“Barış için projesi olmayanın kalkınma ve özgürlük için de projesi olmaz”

14 Nisan’da, Diyarbakır’dan NTV canlı yayınına bağlanan Ertuğrul Kürkçü’nün konuşmasını ilginize sunuyoruz.

Meclise girdiğimiz andan başlayarak temel talebimiz Türkiye’nin yeniden kuruluşu olacak. Barış, halkın haklarını merkeze alan bir anayasa, %10 barajının ortadan kaldırılması, bir siyasi genel af ilanı ve toplumun bütün kurucu ögelerinin önündeki engellerin kaldırılması için hep birlikte çaba göstereceğiz.

Ben bütün halkların özgürlüğü için çalışacağım, ama şu an Türkiye’de kimliğinin kabul edilmediği, anayasada bu kimlikten söz edilmediği bir halk var. Elbette onların hakları önemli. Ben Kürtlerin haklarının tanınmasının Türklerin özgürleşmesi olduğunu savunuyorum. Başka bir halkı ezen halk özgür olamayacağına göre aslında herkesin özgürlüğü birbirlerinin özgürlüğüne bağlı.

Tüm bunlarla bağlantılı olarak Türkiye’de yaşayan insanların çok büyük bir çoğunluğu, emekçiler hak etmedikleri kadar düşük ücretlerle çalışıyorlar. Hak etmedikleri kadar yoksullar. Türkiye’de bu yoksulluğu ortadan kaldıracak, tüm insanları onurlu bir yaşama kavuşturacak kadar kaynak ve zenginlik var. Bu zenginliğin eşit ve adil dağılımı da tabi ki en önemli öncelikler arasında.

Bu değindiklerim bir sıraya tabi değil. Bunların tamamını kapsayan bir politik müdahale için mecliste olacağız.

Gerçek olmayan, insanların kanında teninde hissetmediği bir sorun 40 yıl boyunca bir ülkeyi meşgul edebilir mi? 40 yıl boyunca ülkenin temel kaynakları, silahlı güçleri, halkı, kültürü, siyaseti, ticareti bundan bu kadar derinden etkilenebilir mi bu yapay bir sorun olsa?

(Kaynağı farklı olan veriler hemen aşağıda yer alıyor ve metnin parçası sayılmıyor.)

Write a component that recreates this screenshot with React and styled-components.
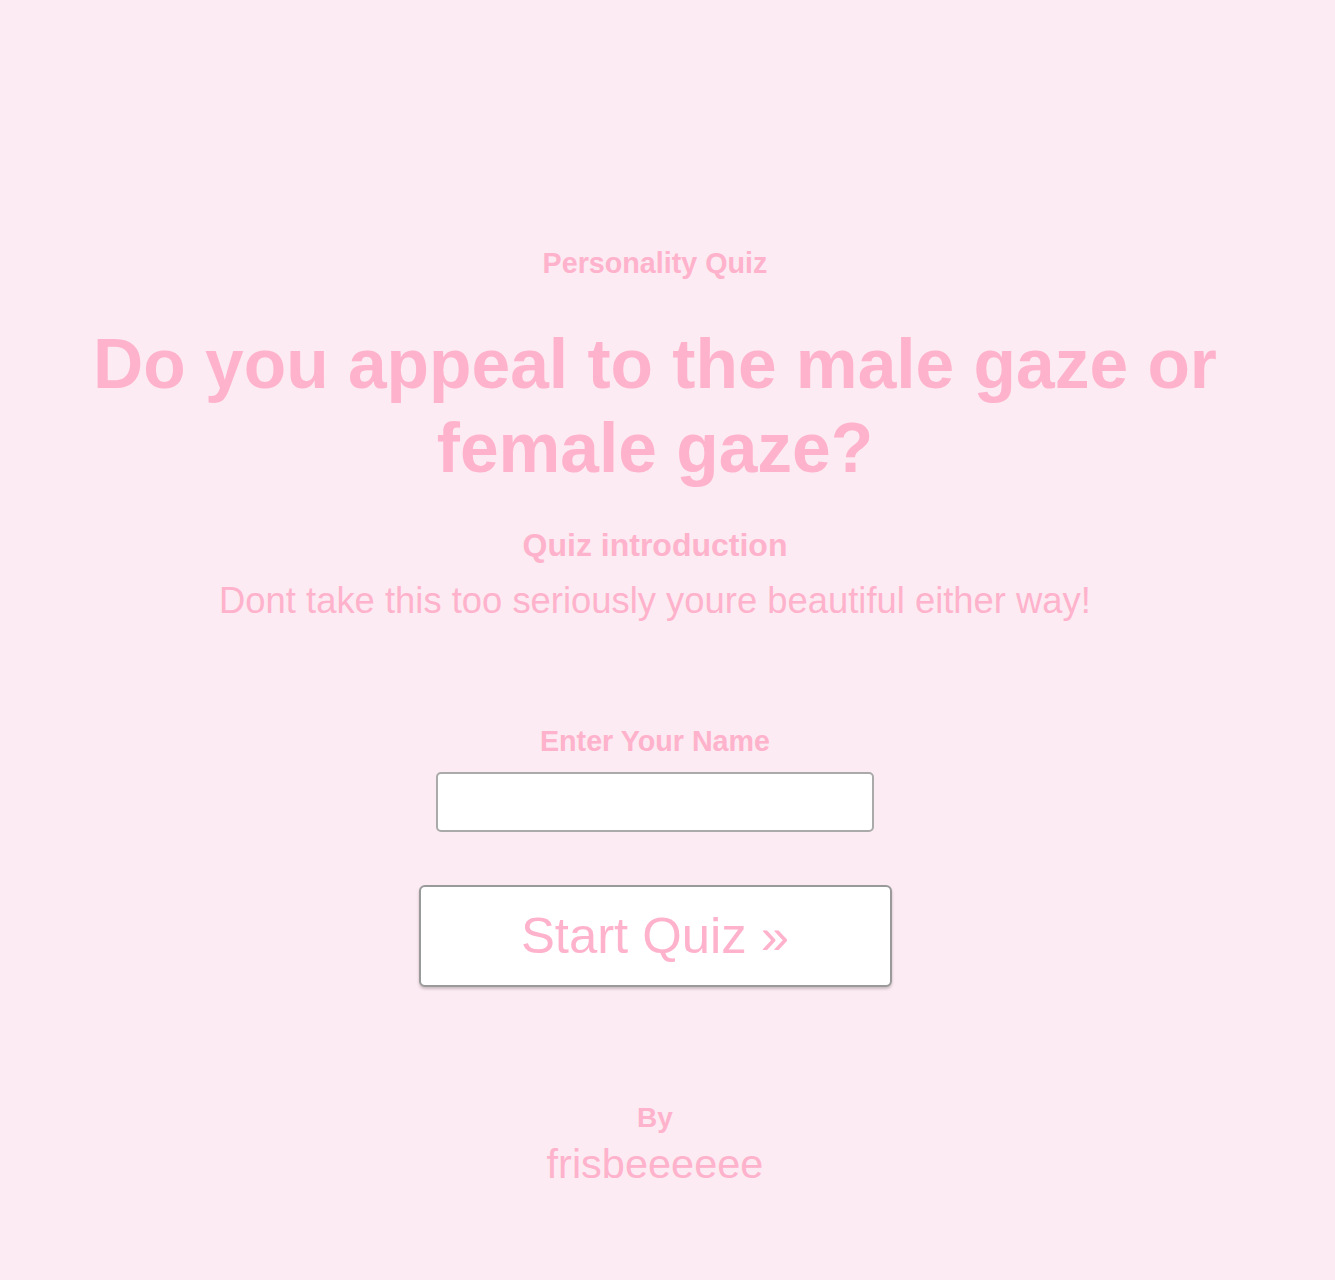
import styled, { createGlobalStyle } from 'styled-components';

const GlobalStyle = createGlobalStyle`
  html, body {
    margin: 0;
    padding: 0;
    background: #fcebf2;
  }
  body {
    font-family: "Liberation Sans", Arial, sans-serif;
  }
`;

const PINK = '#ffb2cb';

const App = () => (
  <>
    <GlobalStyle />
    <Page>
      <Kicker>Personality Quiz</Kicker>
      <Title>Do you appeal to the male gaze or female gaze?</Title>
      <SectionLabel>Quiz introduction</SectionLabel>
      <Intro>Dont take this too seriously youre beautiful either way!</Intro>
      <NameForm onSubmit={(e) => e.preventDefault()}>
        <FieldLabel htmlFor="name">Enter Your Name</FieldLabel>
        <NameInput id="name" type="text" />
        <StartButton type="submit">Start Quiz »</StartButton>
      </NameForm>
      <Byline>By</Byline>
      <Author>frisbeeeeee</Author>
    </Page>
  </>
);

const Page = styled.main`
  width: 1310px;
  min-height: 1280px;
  padding-top: 247px;
  box-sizing: border-box;
  display: flex;
  flex-direction: column;
  align-items: center;
  text-align: center;
  color: ${PINK};
`;

const Kicker = styled.div`
  font-size: 28.7px;
  font-weight: 700;
  line-height: 33.6px;
`;

const Title = styled.h1`
  margin: 41px 0 0;
  max-width: 1140px;
  font-size: 69.5px;
  font-weight: 700;
  line-height: 84px;
`;

const SectionLabel = styled.h2`
  margin: 36px 0 0;
  font-size: 32px;
  font-weight: 700;
  line-height: 1.2;
`;

const Intro = styled.p`
  margin: 15px 0 0;
  font-size: 36.4px;
  font-weight: 400;
  line-height: 43.2px;
`;

const NameForm = styled.form`
  margin-top: 103px;
  display: flex;
  flex-direction: column;
  align-items: center;
`;

const FieldLabel = styled.label`
  font-size: 28.7px;
  font-weight: 700;
  line-height: 33.6px;
`;

const NameInput = styled.input`
  margin-top: 13px;
  width: 438px;
  height: 60px;
  box-sizing: border-box;
  border: 2px solid #aaa;
  border-radius: 5px;
  background: #fff;
  font-family: inherit;
  font-size: 24px;
  padding: 0 10px;
  outline: none;
`;

const StartButton = styled.button`
  margin-top: 53px;
  width: 473px;
  height: 102px;
  box-sizing: border-box;
  border: 2px solid #9a9a9a;
  border-radius: 6px;
  background: #fff;
  box-shadow: 0 2px 3px rgba(0, 0, 0, 0.2);
  color: ${PINK};
  font-family: inherit;
  font-size: 50.8px;
  font-weight: 400;
  cursor: pointer;
`;

const Byline = styled.div`
  margin-top: 114px;
  font-size: 28px;
  font-weight: 700;
  line-height: 1.2;
`;

const Author = styled.div`
  margin-top: 5px;
  font-size: 41.5px;
  font-weight: 400;
  line-height: 1.2;
`;

export default App;
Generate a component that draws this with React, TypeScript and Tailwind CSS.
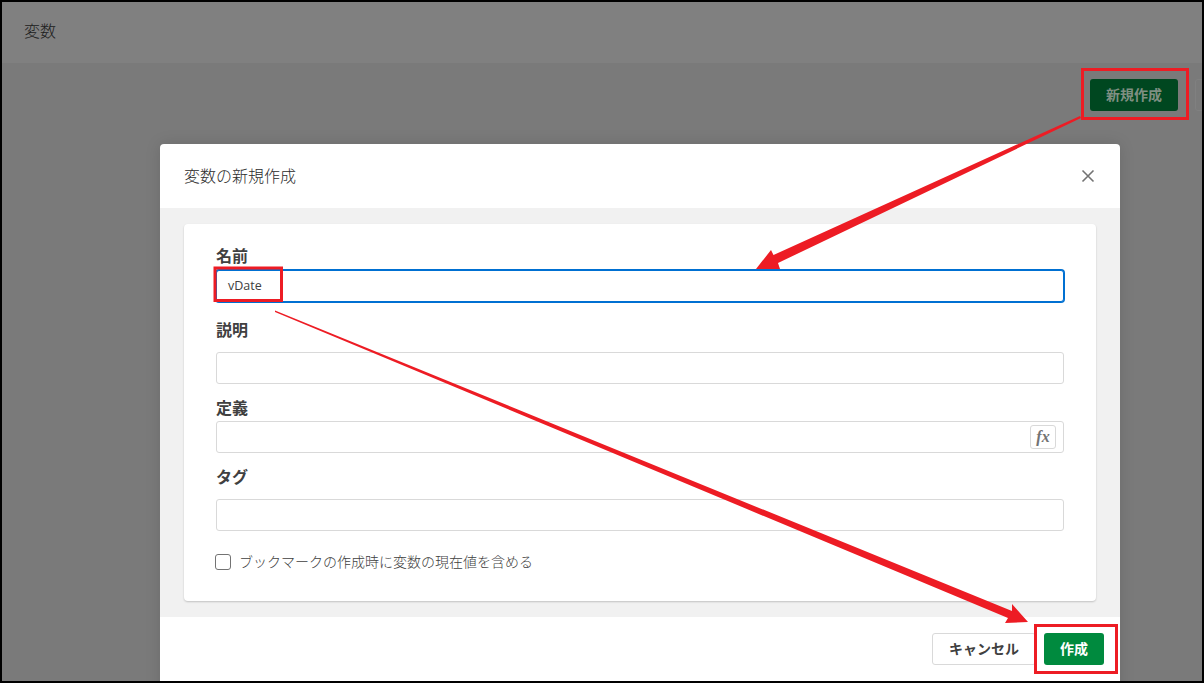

Türkiye’de gerçek bir sorun var. Türkiye Cumhuriyeti’nin yurttaşlarından bir bölümü kimlik ve kültürleri dışlanarak asimile edilmeye çalışılmış, fakat bu gerçekleşememiştir. Bu duruma uygun bir düzen oluşturulursa eğer bu çatışma Türkiye’yi meşgul etmez. Ancak o zaman temel sorunlarla ilgilenebiliriz. Hakiki bir durumdan söz ediyoruz. 40 bin insanın hayatından, milyarlarca dolar kaynağın boşa akmasından, hayatların kaybedilmesinden, insanların birbirlerine karşı kinlenmesinden söz ediyoruz. Bu ölümler sürdükçe bu nasıl sona erebilir?

O yüzden barış için projesi olmayan hiç kimsenin kalkınma ve özgürlük için de bir projesi yok demektir. Nasıl kardeşleşeceğiz? Nasıl yeniden temelden çatıya bu ülkeyi bina edeceğiz? Nasıl yoksulların hakkını koruyacağız? Bunun için bir teklif bekleriz. Yoksa ben ya da başkaları niçin bunun devam ediyor olmasını istesin?